As important as these funding mechanisms are for protecting and maintaining the nation's natural and recreational space, they have often been accorded a low priority in Congress and the amount appropriated has fluctuated over the years. Spending from the two funds has almost never reached the level authorized, $900 million a year for the Land and Water Conservation Fund and $725 million over five years for Urban Park and Recreation Recovery. Most recently, the ballooning federal deficit has led to large cuts in appropriations from the funds.

How the LWCF Works

Funded with the receipts from federal offshore oil and gas leases, the Land and Water Conservation Fund was meant to be a consistent, dedicated source of money for the country's land conservation and outdoor recreation needs. Urban Park and Recreation Recovery was supposed to direct federal assistance in a similar way to recreation facilities and programs in distressed urban areas. In reality, Congress appropriates money for the funds as part of the annual budget process, and land conservation and urban recreation compete for appropriations with every other discretionary domestic program.
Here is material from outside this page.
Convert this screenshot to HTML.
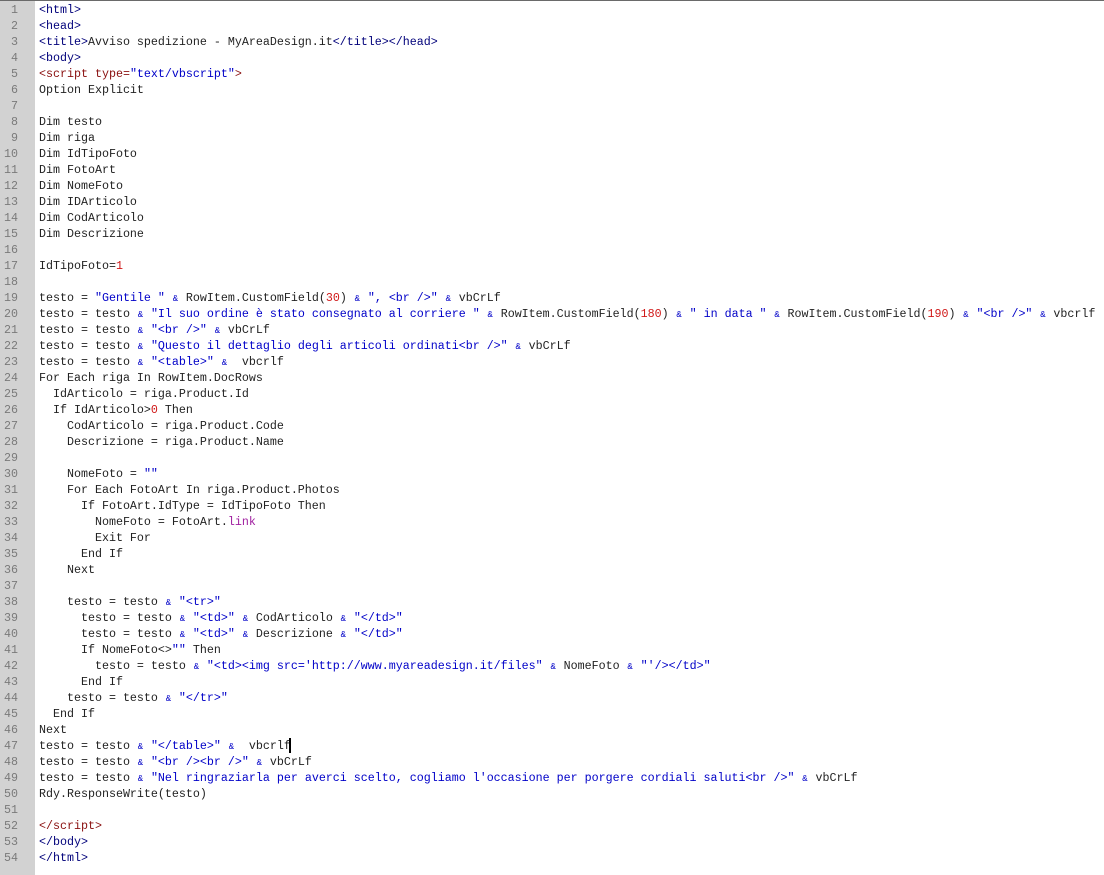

Land and water funding is divided into two parts. One part goes to the federal land management agencies to purchase land for conservation and recreation. The other goes to the states, which must provide matching funds. The states then distribute grants for various state and local projects. In New York State, the Office of Parks, Recreation and Historic Preservation administers the grants. For Urban Park and Recreation Recovery grants, local governments apply to the National Park Service.

A Broken Promise

After minimally funding the Land and Water Conservation Fund and Urban Park and Recreation Recovery throughout most of the 1980s and 90s, in 2000 Congress enacted a landmark bipartisan agreement that promised to set aside an increasing amount of money each year for six consecutive years in a new, larger fund it called the Conservation Trust Fund. That fund was earmarked for spending on parks, recreation, and other conservation programs, including the Land and Water Conservation Fund and Urban Park and Recreation Recovery. By 2006, the land and water fund was supposed to be fully funded at its authorized level of $900 million.
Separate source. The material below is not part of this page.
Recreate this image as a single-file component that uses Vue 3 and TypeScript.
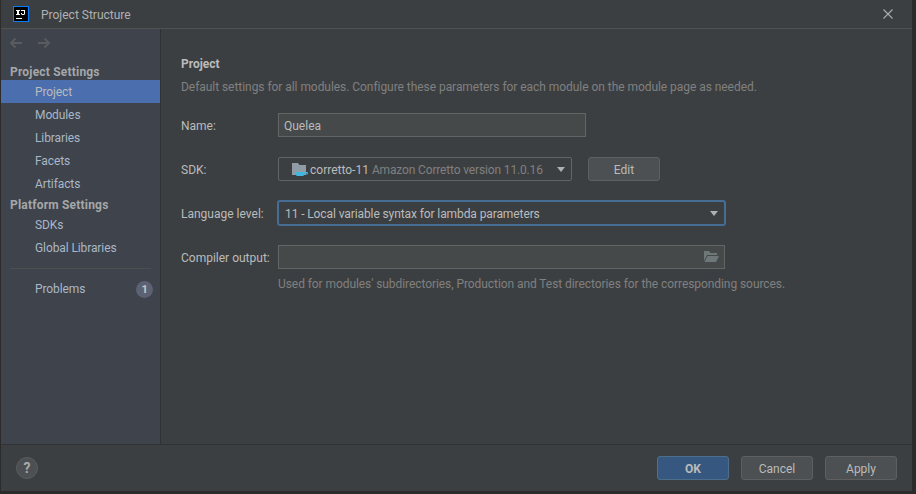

But as the Bush administration turned a budget surplus of $238 billion in 2000 to the current deficit of $300 billion, the two funds lost out. In 2002, during behind-the-scenes budget negotiations, Congress reneged on its agreement and dismantled the Conservation Trust Fund. Funding for the land and water fund went from $573 million in FY2002 to $270 million in FY2004; urban parks went from $30 million to zero.
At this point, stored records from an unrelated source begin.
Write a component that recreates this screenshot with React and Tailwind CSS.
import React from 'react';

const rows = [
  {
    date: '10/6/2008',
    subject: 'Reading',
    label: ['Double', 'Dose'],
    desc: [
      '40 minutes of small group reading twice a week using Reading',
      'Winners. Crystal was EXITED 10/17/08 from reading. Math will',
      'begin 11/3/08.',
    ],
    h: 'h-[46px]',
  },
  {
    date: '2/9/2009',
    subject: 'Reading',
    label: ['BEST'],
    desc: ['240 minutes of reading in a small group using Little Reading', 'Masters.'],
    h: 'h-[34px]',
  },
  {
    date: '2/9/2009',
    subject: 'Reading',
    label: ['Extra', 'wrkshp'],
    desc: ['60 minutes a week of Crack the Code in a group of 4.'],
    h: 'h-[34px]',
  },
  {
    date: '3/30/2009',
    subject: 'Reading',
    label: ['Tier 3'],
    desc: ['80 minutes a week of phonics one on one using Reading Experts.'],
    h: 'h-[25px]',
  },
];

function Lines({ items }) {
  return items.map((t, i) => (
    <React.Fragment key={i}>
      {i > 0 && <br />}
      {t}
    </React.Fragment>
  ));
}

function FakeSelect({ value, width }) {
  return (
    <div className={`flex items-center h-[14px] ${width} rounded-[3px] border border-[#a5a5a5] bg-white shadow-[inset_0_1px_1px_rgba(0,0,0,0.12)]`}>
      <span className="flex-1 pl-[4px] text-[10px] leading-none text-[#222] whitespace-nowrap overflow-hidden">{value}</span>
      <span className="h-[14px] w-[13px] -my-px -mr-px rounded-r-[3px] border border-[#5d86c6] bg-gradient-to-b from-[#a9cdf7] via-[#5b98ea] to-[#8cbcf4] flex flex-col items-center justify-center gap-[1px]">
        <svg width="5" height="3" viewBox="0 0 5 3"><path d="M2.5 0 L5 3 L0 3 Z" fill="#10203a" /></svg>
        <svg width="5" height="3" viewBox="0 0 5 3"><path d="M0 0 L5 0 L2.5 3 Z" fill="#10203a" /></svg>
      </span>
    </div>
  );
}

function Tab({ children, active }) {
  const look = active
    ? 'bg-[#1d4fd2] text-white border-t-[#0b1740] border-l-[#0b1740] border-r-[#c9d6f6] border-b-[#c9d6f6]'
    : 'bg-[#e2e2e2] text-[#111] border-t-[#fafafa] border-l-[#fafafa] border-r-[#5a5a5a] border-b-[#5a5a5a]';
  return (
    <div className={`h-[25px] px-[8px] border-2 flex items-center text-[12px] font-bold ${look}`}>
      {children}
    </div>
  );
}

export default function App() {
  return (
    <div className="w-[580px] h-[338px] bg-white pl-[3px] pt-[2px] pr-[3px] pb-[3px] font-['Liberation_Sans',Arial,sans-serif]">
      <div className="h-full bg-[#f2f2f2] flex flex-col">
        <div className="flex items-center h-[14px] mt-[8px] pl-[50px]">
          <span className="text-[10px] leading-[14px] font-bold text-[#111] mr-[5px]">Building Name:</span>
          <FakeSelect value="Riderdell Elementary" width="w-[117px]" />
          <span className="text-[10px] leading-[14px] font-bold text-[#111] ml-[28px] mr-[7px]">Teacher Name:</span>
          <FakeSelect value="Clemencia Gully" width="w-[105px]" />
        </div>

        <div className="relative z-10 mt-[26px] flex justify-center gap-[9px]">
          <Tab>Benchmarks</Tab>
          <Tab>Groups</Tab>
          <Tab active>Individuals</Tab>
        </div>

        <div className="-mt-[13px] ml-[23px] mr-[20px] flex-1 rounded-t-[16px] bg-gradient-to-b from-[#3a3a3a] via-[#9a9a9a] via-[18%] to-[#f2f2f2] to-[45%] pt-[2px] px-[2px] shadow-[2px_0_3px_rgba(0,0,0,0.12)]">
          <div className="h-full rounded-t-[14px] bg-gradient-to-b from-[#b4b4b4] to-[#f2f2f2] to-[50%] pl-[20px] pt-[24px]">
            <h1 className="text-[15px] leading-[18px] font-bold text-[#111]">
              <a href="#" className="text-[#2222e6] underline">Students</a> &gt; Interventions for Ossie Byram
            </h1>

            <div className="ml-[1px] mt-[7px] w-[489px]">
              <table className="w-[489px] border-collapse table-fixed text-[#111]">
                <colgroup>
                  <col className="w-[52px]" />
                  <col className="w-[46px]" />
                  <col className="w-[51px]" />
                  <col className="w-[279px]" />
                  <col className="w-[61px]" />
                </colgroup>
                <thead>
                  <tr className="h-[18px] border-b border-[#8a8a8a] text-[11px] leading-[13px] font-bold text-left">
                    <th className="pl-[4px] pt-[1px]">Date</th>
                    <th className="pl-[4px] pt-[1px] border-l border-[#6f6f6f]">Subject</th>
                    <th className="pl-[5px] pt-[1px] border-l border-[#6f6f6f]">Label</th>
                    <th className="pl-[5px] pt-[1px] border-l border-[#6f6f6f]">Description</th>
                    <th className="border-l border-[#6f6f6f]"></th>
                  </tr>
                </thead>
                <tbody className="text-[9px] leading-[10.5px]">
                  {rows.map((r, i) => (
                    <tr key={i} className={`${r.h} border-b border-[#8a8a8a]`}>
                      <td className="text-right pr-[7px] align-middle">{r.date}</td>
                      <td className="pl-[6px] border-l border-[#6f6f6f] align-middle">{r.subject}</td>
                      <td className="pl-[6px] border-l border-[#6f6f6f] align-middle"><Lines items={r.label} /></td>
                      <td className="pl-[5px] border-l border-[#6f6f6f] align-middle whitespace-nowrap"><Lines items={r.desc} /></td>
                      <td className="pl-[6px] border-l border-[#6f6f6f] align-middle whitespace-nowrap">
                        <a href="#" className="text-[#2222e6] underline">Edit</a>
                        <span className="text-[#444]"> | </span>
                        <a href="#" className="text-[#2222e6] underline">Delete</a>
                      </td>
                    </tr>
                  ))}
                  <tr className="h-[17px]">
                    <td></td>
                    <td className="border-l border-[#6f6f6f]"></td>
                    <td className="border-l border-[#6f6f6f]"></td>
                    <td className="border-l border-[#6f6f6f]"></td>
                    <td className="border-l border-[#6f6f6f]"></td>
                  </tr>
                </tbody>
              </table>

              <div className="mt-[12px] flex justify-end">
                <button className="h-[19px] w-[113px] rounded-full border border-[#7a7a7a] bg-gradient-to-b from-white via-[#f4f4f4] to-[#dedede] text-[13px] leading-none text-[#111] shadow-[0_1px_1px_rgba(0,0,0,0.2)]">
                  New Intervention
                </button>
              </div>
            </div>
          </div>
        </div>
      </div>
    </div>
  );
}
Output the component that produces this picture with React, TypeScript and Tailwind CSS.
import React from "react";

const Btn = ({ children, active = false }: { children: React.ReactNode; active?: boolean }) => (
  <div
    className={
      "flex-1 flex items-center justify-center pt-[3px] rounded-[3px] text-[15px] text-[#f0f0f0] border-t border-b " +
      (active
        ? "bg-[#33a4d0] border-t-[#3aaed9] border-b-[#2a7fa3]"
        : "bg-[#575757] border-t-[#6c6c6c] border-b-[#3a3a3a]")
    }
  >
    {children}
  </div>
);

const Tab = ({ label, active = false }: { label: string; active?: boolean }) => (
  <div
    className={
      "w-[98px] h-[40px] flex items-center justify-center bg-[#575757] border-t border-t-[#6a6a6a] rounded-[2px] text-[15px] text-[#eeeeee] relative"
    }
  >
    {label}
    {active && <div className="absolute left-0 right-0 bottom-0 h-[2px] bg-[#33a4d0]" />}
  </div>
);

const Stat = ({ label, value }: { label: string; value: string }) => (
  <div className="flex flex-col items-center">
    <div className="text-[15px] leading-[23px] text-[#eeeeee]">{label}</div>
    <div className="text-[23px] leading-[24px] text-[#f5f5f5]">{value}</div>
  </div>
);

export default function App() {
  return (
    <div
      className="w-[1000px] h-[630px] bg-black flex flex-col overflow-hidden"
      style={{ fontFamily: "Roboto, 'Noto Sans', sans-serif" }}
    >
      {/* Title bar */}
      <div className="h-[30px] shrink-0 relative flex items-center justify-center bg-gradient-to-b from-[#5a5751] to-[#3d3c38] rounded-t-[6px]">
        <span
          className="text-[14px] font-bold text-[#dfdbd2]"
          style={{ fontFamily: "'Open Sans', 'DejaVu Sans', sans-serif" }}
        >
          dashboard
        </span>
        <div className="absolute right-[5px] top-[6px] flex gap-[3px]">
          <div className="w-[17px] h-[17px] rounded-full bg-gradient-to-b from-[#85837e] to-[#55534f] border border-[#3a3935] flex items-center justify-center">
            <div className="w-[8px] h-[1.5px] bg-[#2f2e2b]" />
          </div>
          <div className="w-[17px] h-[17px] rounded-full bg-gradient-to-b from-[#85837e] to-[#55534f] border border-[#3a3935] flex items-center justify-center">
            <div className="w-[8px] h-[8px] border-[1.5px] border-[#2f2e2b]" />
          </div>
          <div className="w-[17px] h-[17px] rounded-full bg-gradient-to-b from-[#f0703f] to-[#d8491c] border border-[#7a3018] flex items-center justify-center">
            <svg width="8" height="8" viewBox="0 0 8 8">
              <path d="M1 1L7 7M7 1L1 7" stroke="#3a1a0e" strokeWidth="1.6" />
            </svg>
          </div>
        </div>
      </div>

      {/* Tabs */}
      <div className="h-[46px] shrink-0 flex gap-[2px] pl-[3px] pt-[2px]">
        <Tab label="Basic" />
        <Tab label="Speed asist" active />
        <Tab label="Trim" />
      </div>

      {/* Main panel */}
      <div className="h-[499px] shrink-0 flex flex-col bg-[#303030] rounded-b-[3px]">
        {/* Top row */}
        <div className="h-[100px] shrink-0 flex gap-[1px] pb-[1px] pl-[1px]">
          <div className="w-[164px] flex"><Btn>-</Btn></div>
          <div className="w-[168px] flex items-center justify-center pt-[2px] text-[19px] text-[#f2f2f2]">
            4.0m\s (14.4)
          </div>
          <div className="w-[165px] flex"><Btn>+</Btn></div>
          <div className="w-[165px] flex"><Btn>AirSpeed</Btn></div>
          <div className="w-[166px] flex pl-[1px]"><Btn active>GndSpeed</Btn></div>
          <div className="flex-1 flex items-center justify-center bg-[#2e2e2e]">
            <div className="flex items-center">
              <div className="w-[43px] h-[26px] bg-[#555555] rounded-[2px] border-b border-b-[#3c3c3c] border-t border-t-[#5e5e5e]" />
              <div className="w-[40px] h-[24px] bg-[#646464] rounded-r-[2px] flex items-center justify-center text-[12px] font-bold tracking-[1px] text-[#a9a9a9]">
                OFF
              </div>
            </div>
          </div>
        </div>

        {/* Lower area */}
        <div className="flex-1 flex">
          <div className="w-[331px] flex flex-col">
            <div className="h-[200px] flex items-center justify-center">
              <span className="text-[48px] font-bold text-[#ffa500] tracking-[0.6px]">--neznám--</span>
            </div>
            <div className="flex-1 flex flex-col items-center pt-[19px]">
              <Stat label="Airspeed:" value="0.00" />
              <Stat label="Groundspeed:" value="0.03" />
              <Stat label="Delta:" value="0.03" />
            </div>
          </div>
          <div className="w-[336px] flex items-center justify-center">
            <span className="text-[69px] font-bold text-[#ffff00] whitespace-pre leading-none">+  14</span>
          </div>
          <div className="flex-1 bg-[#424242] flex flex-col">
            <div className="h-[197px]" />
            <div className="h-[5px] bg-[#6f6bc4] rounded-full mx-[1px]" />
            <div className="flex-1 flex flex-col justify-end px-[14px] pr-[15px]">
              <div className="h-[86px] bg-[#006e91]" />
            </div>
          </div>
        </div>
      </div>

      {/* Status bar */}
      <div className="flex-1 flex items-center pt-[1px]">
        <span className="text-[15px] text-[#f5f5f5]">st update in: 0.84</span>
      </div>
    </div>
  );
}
Potential for More Funding

The federal government supports other municipal needs, from education to transportation. Significant federal funding for parks would recognize the importance of parks to the economy and quality of urban life, as well as their role in supporting other national priorities, like education and health.

Even with a projected $500 billion deficit, Congress still finds money for a lot of projects. Land conservation and especially urban parks seem to be a low priority right now, but state governments, local advocates, and national groups are working to change that.

In March of 2003, New York State Governor George Pataki revived a task force he had set up 1998 to promote the importance of the Land and Water Conservation Fund in protecting the state's natural resources and outdoor recreation. New York State Parks Commissioner Bernadette Castro organized the support of the state's congressional representatives, all of whom signed a letter supporting higher appropriations for Land and Water Conservation Fund state grants and Urban Park and Recreation Recovery.

Conservation, recreation, and park groups, including Americans for Our Heritage and Recreation, The Trust for Public Land and the City Parks Alliance, are working to educate Americans about the importance of the federal land conservation and urban park programs and to get full funding for the larger Conservation Trust Fund.

Alan Front, Senior Vice President of the Trust for Public Land, noted that the two funds are not monolithic programs so much as a mosaic of the needs of hundreds of places. "In the picture of declining support, a huge bow wave is being created by needy, meritorious projects with a passionate constituency that desperately wants to see them done," he said. "If a constituency on the ground -- folks who are supporting individual projects -- recognize the importance of federal funding that can help protect those places, it can be a very powerful force."